• Records
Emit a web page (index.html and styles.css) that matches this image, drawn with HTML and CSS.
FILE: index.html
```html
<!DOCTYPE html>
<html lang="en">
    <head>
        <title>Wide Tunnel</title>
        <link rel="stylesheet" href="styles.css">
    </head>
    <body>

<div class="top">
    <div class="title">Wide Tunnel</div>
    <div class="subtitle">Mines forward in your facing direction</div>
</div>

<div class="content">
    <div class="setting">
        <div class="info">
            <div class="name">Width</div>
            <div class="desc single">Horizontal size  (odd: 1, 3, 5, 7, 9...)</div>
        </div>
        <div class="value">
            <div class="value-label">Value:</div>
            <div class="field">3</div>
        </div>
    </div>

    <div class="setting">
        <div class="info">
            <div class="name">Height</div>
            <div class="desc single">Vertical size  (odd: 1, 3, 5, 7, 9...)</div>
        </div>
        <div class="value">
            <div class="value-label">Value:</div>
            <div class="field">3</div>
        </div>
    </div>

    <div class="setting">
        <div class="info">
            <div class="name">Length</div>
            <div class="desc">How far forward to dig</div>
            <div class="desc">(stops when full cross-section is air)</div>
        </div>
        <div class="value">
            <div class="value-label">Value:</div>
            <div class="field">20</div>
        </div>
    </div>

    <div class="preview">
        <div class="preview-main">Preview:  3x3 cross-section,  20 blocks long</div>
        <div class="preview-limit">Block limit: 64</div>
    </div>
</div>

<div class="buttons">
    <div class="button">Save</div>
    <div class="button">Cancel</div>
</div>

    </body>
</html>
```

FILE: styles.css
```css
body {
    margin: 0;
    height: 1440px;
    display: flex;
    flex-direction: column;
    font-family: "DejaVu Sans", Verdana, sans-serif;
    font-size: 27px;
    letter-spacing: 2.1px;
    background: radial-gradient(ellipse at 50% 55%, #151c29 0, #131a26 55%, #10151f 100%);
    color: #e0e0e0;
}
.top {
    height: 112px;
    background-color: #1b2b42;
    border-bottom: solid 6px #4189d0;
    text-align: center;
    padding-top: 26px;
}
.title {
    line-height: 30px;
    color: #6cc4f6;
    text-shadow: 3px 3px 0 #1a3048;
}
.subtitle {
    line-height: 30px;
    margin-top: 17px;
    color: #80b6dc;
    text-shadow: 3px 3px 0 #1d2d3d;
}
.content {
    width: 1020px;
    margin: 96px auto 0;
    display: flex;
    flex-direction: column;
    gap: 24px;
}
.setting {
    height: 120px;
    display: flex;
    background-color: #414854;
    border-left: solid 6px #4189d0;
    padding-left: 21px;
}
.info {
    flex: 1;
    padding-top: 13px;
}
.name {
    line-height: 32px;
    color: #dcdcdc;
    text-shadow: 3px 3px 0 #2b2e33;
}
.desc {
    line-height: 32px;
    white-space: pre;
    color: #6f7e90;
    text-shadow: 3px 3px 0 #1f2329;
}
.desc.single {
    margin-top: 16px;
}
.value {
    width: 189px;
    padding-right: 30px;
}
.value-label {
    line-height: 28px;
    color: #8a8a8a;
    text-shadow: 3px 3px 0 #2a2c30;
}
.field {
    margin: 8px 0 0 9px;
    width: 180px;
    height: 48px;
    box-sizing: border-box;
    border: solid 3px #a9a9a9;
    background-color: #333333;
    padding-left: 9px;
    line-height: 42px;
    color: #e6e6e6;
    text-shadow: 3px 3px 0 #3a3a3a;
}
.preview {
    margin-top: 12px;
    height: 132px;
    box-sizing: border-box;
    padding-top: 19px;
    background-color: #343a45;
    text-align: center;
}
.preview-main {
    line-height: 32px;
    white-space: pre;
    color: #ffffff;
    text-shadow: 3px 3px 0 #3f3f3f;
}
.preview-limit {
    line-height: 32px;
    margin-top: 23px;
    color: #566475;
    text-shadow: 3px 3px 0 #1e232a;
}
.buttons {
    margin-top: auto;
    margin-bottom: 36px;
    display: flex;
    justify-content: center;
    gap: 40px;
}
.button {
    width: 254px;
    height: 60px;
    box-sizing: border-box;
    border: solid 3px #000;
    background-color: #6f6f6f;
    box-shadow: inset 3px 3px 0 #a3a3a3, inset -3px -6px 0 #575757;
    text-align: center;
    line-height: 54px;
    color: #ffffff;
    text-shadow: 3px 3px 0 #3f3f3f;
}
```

* * *

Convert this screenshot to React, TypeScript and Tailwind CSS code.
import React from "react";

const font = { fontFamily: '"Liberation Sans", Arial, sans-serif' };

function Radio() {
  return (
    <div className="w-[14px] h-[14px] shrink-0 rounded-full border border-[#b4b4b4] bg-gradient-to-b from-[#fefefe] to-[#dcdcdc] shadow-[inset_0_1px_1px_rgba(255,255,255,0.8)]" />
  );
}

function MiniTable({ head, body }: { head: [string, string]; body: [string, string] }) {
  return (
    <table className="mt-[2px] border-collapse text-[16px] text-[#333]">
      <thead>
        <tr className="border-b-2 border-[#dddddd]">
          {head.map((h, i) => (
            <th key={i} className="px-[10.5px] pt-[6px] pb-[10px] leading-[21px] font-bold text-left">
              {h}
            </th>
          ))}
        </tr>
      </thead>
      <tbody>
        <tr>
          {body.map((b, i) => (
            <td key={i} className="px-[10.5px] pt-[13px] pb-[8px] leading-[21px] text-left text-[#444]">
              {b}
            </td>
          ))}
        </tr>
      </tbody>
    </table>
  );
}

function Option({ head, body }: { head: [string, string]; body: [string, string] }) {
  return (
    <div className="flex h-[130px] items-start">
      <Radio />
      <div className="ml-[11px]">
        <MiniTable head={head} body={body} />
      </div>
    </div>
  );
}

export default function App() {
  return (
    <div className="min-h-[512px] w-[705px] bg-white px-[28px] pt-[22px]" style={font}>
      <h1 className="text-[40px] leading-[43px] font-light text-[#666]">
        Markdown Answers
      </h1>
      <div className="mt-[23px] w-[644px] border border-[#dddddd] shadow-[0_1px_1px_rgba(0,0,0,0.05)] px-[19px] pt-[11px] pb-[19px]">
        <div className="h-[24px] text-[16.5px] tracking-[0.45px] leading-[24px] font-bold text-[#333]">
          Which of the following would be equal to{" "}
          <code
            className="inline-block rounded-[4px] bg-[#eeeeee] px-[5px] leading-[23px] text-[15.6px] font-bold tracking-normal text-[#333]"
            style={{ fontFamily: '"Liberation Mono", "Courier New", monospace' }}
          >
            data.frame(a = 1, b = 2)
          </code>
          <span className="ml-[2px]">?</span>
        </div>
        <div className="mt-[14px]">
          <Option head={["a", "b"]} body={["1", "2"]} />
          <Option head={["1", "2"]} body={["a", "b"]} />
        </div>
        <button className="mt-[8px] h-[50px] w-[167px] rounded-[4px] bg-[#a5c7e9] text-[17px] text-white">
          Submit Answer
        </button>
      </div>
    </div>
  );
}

---

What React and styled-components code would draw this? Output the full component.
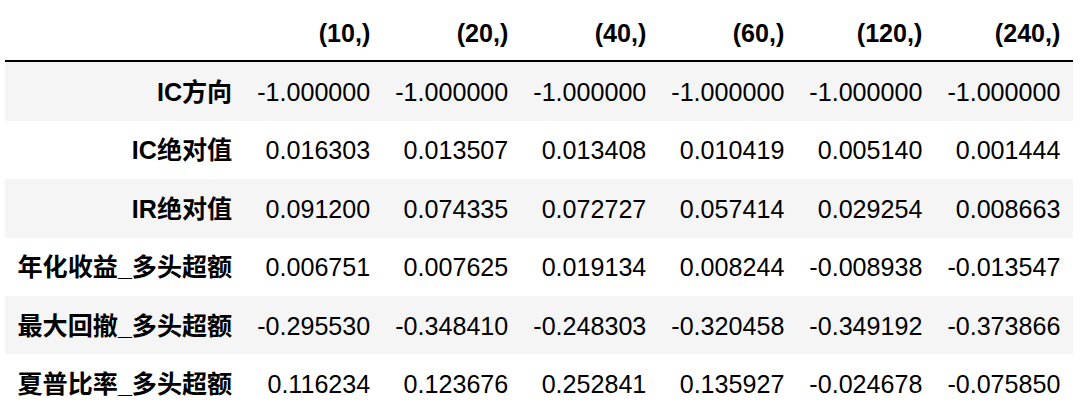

• What is needed
Look through the data above. Find each line with the string "styles" and copy it.

• Task output
Emit a web page (index.html and styles.css) that matches this image, drawn with HTML and CSS.
        <link rel="stylesheet" href="styles.css">
FILE: styles.css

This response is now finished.